Our Head of Pops created a fictitious leadership role. She created a job scorecard, defining what the role would be responsible for. Then, asked a fellow business leader to come in and pretend to interview for the role. 

It was up to the candidates to create the interview flow, questions, and evaluation criteria. Then, they actually interviewed the business leader over Zoom and recorded it for our team to watch back after.

Marlowe Everett on her Trainual candidate project

3. Senior Paid Acquisition Manager

As the person who would own all our paid media, hiring a Senior Paid Acquisition Manager was not a role that we could take lightly! So, we needed to make sure the project reflected the stakes of the role. 

Each candidate set out to build a social media advertising campaign. One that would drive quality trial signups. And we provided them with our marketing assets and an imaginary budget. Then, let them run with whatever crazy ideas they could come up with. 

A week later, we asked the candidates to come in and present a proposal for their campaign. Complete with a projection for how many trials the campaign would drive and the cost per trial. 

This allowed the candidate to break down the logic for how they built the campaign – while showcasing their creativity and analytical understanding. AKA the skills that were an absolute must for the role.
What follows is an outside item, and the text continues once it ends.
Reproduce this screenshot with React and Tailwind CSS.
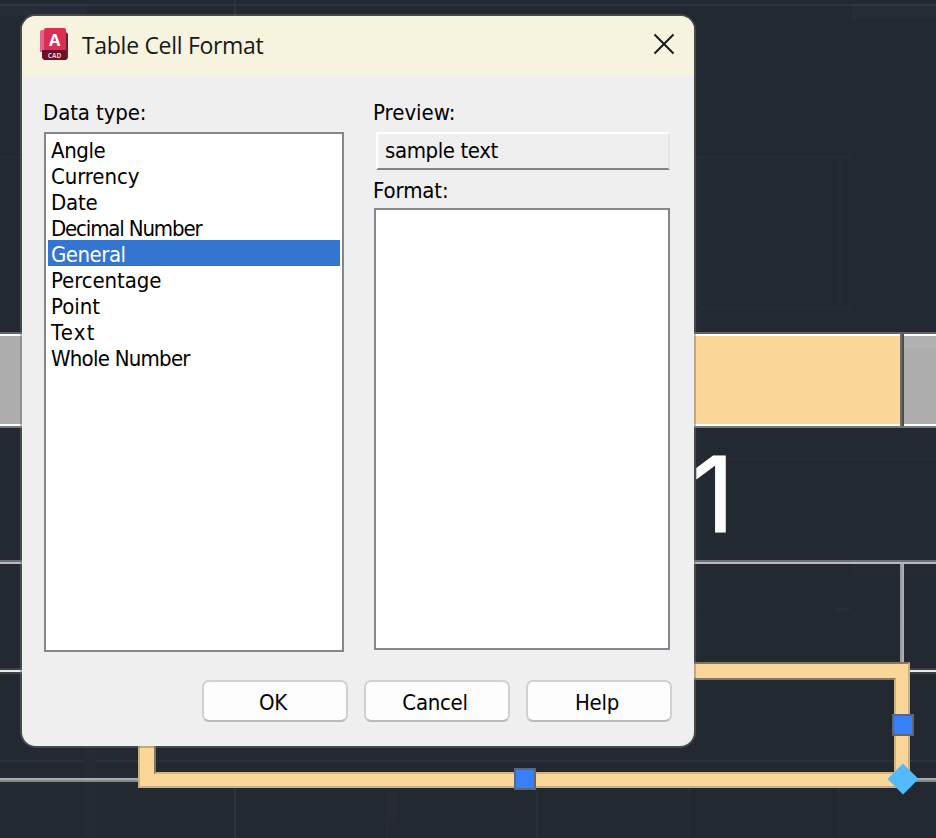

Mimmie Heglesson on her Trainual candidate project

For all these roles, we’re specifically looking to see if the candidates understand the role. As well as gauge how they would perform in that role – including handling feedback. 

But the candidates that stand out are always the ones who have fun with the prompt. AKA the ones that love what you do and love the work they’d be doing. After all, those are the people you want on your team!